## begin Data for the task

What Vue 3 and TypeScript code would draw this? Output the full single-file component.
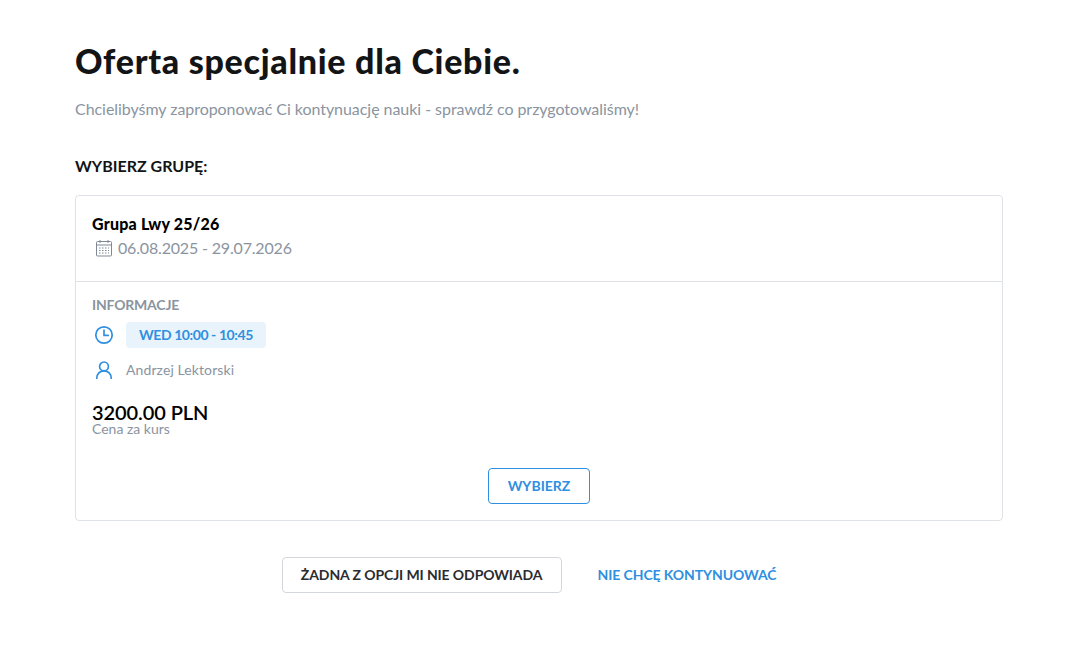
<template>
  <main class="page">
    <h1 class="title">Oferta specjalnie dla Ciebie.</h1>
    <p class="subtitle">Chcielibyśmy zaproponować Ci kontynuację nauki - sprawdź co przygotowaliśmy!</p>
    <h2 class="section-label">WYBIERZ GRUPĘ:</h2>

    <section class="card">
      <header class="card-head">
        <div class="group-name">{{ group.name }}</div>
        <div class="group-dates">
          <svg class="calendar" viewBox="0 0 18 18" fill="none" stroke="#7f8995">
            <rect x="1.5" y="2.5" width="15" height="14.5" rx="1" />
            <path d="M1.5 6h15M5 1v3M13 1v3" />
            <path
              d="M4 9h1.5M7 9h1.5M10 9h1.5M13 9h1M4 11.5h1.5M7 11.5h1.5M10 11.5h1.5M13 11.5h1M4 14h1.5M7 14h1.5M10 14h1.5M13 14h1"
              stroke-width="1"
            />
          </svg>
          <span>{{ group.dates }}</span>
        </div>
      </header>

      <div class="card-body">
        <div class="info-label">INFORMACJE</div>
        <div class="info-row time-row">
          <svg class="icon" viewBox="0 0 20 20" fill="none" stroke="#2f8fe0" stroke-width="1.7" stroke-linecap="round" stroke-linejoin="round">
            <circle cx="10" cy="10" r="8.2" />
            <path d="M10 5.2V10.4H14.2" />
          </svg>
          <span class="time-badge">{{ group.time }}</span>
        </div>
        <div class="info-row teacher-row">
          <svg class="icon" viewBox="0 0 20 20" fill="none" stroke="#2f8fe0" stroke-width="1.7" stroke-linecap="round">
            <circle cx="10" cy="6.4" r="4.4" />
            <path d="M2.8 18.2c0-4.2 3-7.4 7.2-7.4s7.2 3.2 7.2 7.4" />
          </svg>
          <span class="teacher">{{ group.teacher }}</span>
        </div>
        <div class="price">{{ group.price }}</div>
        <div class="price-note">Cena za kurs</div>
        <div class="choose-wrap">
          <button class="btn btn-outline" type="button">WYBIERZ</button>
        </div>
      </div>
    </section>

    <div class="actions">
      <button class="btn btn-neutral" type="button">ŻADNA Z OPCJI MI NIE ODPOWIADA</button>
      <button class="btn btn-link" type="button">NIE CHCĘ KONTYNUOWAĆ</button>
    </div>
  </main>
</template>

<script setup lang="ts">
const group = {
  name: "Grupa Lwy 25/26",
  dates: "06.08.2025 - 29.07.2026",
  time: "WED 10:00 - 10:45",
  teacher: "Andrzej Lektorski",
  price: "3200.00 PLN",
};
</script>

<style>
body {
  background: #fff;
}
</style>

<style scoped>
.page {
  width: 928px;
  margin-left: 75px;
  padding-top: 38px;
  font-family: Lato, "Open Sans", sans-serif;
  color: #131416;
}

.title {
  margin: 0;
  font-size: 34px;
  line-height: 46px;
  font-weight: 900;
  letter-spacing: 0.72px;
}

.subtitle {
  margin: 15px 0 0;
  font-size: 16px;
  line-height: 20px;
  letter-spacing: -0.05px;
  color: #8a94a0;
}

.section-label {
  margin: 37px 0 0;
  font-size: 16px;
  line-height: 20px;
  font-weight: 700;
}

.card {
  margin-top: 19px;
  border: 1px solid #dfe2e6;
  border-radius: 4px;
}

.card-head {
  height: 86px;
  box-sizing: border-box;
  padding: 18px 16px 0;
  border-bottom: 1px solid #dfe2e6;
}

.group-name {
  font-size: 16px;
  line-height: 20px;
  font-weight: 900;
  letter-spacing: 0.2px;
  color: #000;
}

.group-dates {
  display: flex;
  align-items: center;
  gap: 5px;
  margin-top: 4px;
  padding-left: 3px;
  font-size: 16px;
  line-height: 20px;
  letter-spacing: -0.17px;
  color: #8a94a0;
}

.calendar {
  width: 18px;
  height: 18px;
}

.card-body {
  padding: 14px 16px 16px;
}

.info-label {
  font-size: 14px;
  line-height: 17px;
  font-weight: 700;
  letter-spacing: -0.2px;
  color: #8a94a0;
}

.info-row {
  display: flex;
  align-items: center;
  gap: 12px;
  padding-left: 2px;
}

.time-row {
  margin-top: 9px;
}

.teacher-row {
  margin-top: 9px;
}

.icon {
  width: 20px;
  height: 20px;
}

.time-badge {
  padding: 0 13px;
  height: 26px;
  line-height: 26px;
  border-radius: 4px;
  background: #e8f3fb;
  color: #2f8fe0;
  font-size: 14px;
  font-weight: 700;
  letter-spacing: -0.42px;
}

.teacher {
  height: 26px;
  line-height: 26px;
  font-size: 14px;
  letter-spacing: 0.1px;
  color: #8a94a0;
}

.price {
  margin-top: 19px;
  font-size: 20px;
  line-height: 20px;
  font-weight: 600;
  letter-spacing: -0.08px;
  color: #000;
}

.price-note {
  font-size: 14px;
  line-height: 14px;
  color: #8a94a0;
}

.choose-wrap {
  display: flex;
  justify-content: center;
  margin-top: 32px;
}

.btn {
  box-sizing: border-box;
  height: 36px;
  padding-bottom: 2px;
  border-radius: 4px;
  background: #fff;
  font-family: inherit;
  font-size: 14px;
  font-weight: 700;
}

.btn-outline {
  width: 102px;
  border: 1px solid #2f8fe0;
  color: #2f8fe0;
}

.actions {
  display: flex;
  justify-content: center;
  gap: 16px;
  margin-top: 36px;
}

.btn-neutral {
  width: 280px;
  border: 1px solid #d3d7dc;
  color: #2a2c30;
  letter-spacing: -0.1px;
}

.btn-link {
  border: none;
  padding: 0 20px 2px;
  color: #2f8fe0;
  letter-spacing: -0.1px;
}
</style>
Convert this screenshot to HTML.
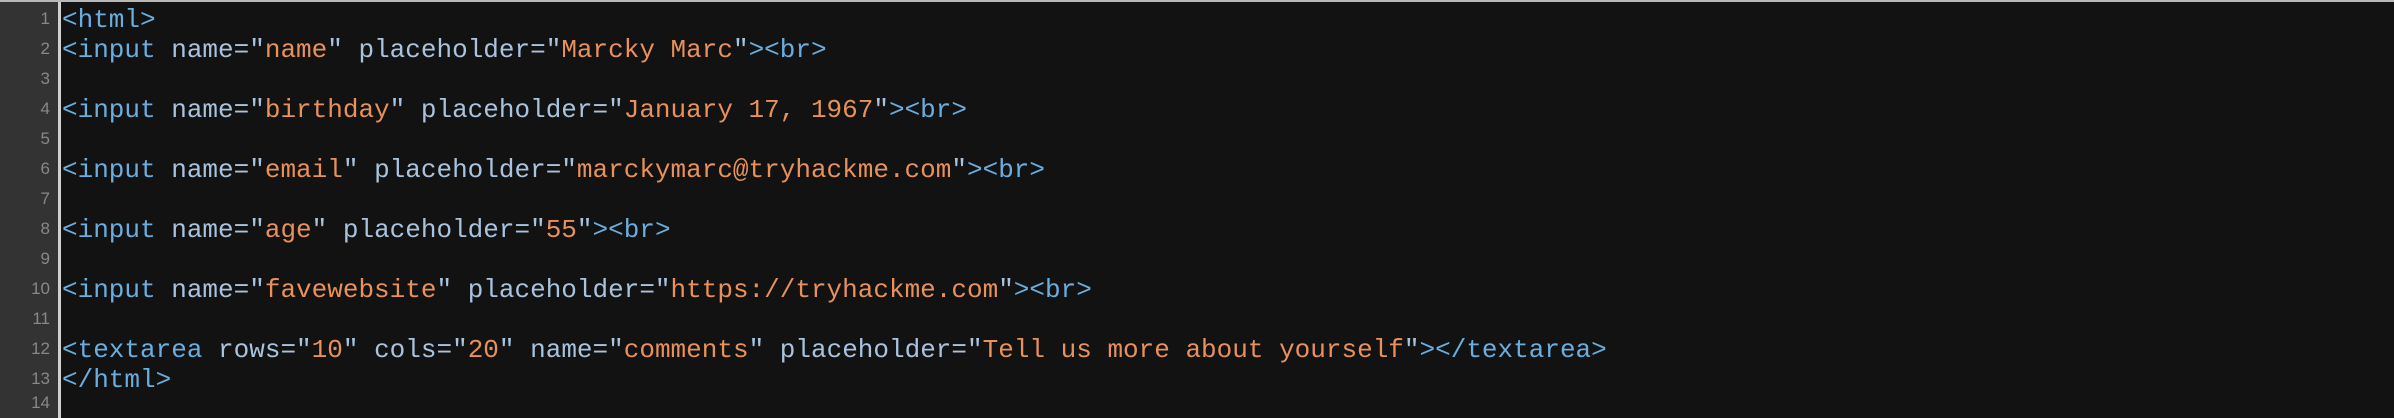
<!DOCTYPE html>
<html><head><style>
html,body{margin:0;padding:0;width:2394px;height:418px;overflow:hidden;background:#121212;}
.top{position:absolute;left:0;top:0;width:2394px;height:2px;background:#b8b8b8;}
.gut{position:absolute;left:0;top:2px;width:58px;height:416px;background:#333;}
.bd{position:absolute;left:58px;top:2px;width:3px;height:416px;background:#d0d0d0;}
.ln{position:absolute;left:0;width:50px;text-align:right;font-family:"Liberation Sans",sans-serif;font-size:17px;color:#888;}
.code{position:absolute;left:62px;font-family:"Liberation Mono",monospace;font-size:26px;color:#a9c3df;white-space:pre;line-height:30px;}
.t{color:#6aaee0}.s{color:#e8915a}
</style></head><body>
<div class="top"></div><div class="gut"></div><div class="bd"></div>
<div class="ln" style="top:9px">1</div>
<div class="ln" style="top:39px">2</div>
<div class="ln" style="top:69px">3</div>
<div class="ln" style="top:99px">4</div>
<div class="ln" style="top:129px">5</div>
<div class="ln" style="top:159px">6</div>
<div class="ln" style="top:189px">7</div>
<div class="ln" style="top:219px">8</div>
<div class="ln" style="top:249px">9</div>
<div class="ln" style="top:279px">10</div>
<div class="ln" style="top:309px">11</div>
<div class="ln" style="top:339px">12</div>
<div class="ln" style="top:369px">13</div>
<div class="ln" style="top:393px">14</div>
<div class="code" style="top:5px"><span class="t">&lt;html&gt;</span>
<span class="t">&lt;input</span> name="<span class="s">name</span>" placeholder="<span class="s">Marcky Marc</span>"<span class="t">&gt;&lt;br&gt;</span>

<span class="t">&lt;input</span> name="<span class="s">birthday</span>" placeholder="<span class="s">January 17, 1967</span>"<span class="t">&gt;&lt;br&gt;</span>

<span class="t">&lt;input</span> name="<span class="s">email</span>" placeholder="<span class="s">marckymarc@tryhackme.com</span>"<span class="t">&gt;&lt;br&gt;</span>

<span class="t">&lt;input</span> name="<span class="s">age</span>" placeholder="<span class="s">55</span>"<span class="t">&gt;&lt;br&gt;</span>

<span class="t">&lt;input</span> name="<span class="s">favewebsite</span>" placeholder="<span class="s">https://tryhackme.com</span>"<span class="t">&gt;&lt;br&gt;</span>

<span class="t">&lt;textarea</span> rows="<span class="s">10</span>" cols="<span class="s">20</span>" name="<span class="s">comments</span>" placeholder="<span class="s">Tell us more about yourself</span>"<span class="t">&gt;&lt;/textarea&gt;</span>
<span class="t">&lt;/html&gt;</span></div>
</body></html>
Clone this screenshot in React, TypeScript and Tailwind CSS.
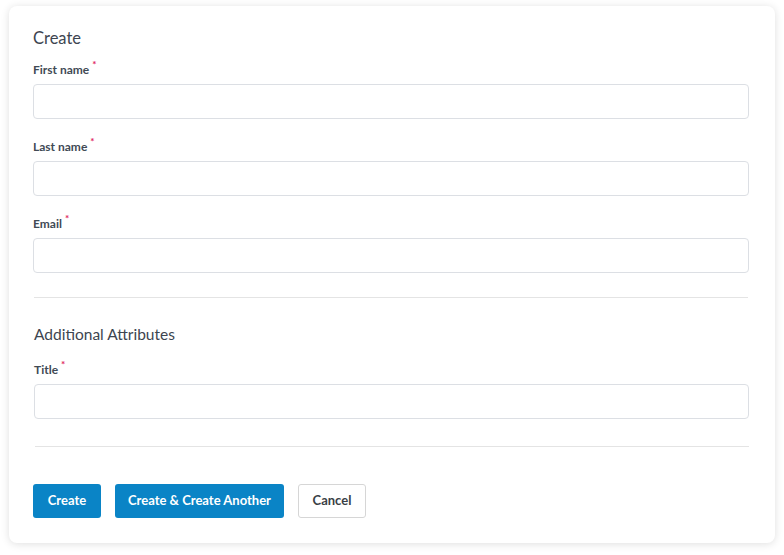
import React from "react"

// 必須ラベル
const Label = ({ text }: { text: string }) => (
  <div className="flex items-start h-4 text-[12px] leading-4 font-bold text-[#414a55] mb-[6px]">
    <span>{text}</span>
    <span className="text-[#e0245e] text-[10px] leading-[10px] ml-[3px] -mt-[3px]">*</span>
  </div>
)

const Field = ({ label, className = "" }: { label: string; className?: string }) => (
  <div className={className}>
    <Label text={label} />
    <input
      type="text"
      className="block w-full h-[35px] rounded-[4px] border border-[#dcdfe4] bg-white px-3 text-[13px] outline-none"
    />
  </div>
)

export default function App() {
  return (
    <div className="min-h-[555px] w-[784px] bg-white pt-[6px] pl-[9px]" style={{ fontFamily: "Lato, 'Open Sans', sans-serif" }}>
      <div className="w-[766px] h-[537px] rounded-[8px] bg-white shadow-[0_1px_8px_rgba(0,0,0,0.13)] pl-[24px] pr-[26px] pt-[20px]">
        <h2 className="text-[16.5px] leading-6 text-[#3d4550]">Create</h2>

        <Field label="First name" className="mt-[12px]" />
        <Field label="Last name" className="mt-[20px]" />
        <Field label="Email" className="mt-[20px]" />

        <div className="mt-[24px] h-px bg-[#e4e4e4] ml-px mr-px" />

        {/* 追加属性 */}
        <div className="pl-px">
          <h3 className="mt-[25px] text-[15.5px] leading-[22px] text-[#3d4550]">Additional Attributes</h3>
          <Field label="Title" className="mt-[17px]" />
          <div className="mt-[27px] h-px bg-[#e4e4e4] ml-px" />
        </div>

        <div className="mt-[37px] flex gap-[14px]">
          <button className="h-[34px] w-[68px] rounded-[3px] bg-[#0a84c6] text-white text-[13px] font-bold">Create</button>
          <button className="h-[34px] w-[169px] rounded-[3px] bg-[#0a84c6] text-white text-[13px] font-bold">Create &amp; Create Another</button>
          <button className="h-[34px] w-[68px] rounded-[3px] border border-[#d6d6d6] bg-white text-[#3a3f46] text-[13px] font-bold">Cancel</button>
        </div>
      </div>
    </div>
  )
}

## end Data for the task

● **Brief**: Pull out all lines from the entries above that include the word "React".

● **Reply to the exercise**:
Clone this screenshot in React, TypeScript and Tailwind CSS.
import React from "react"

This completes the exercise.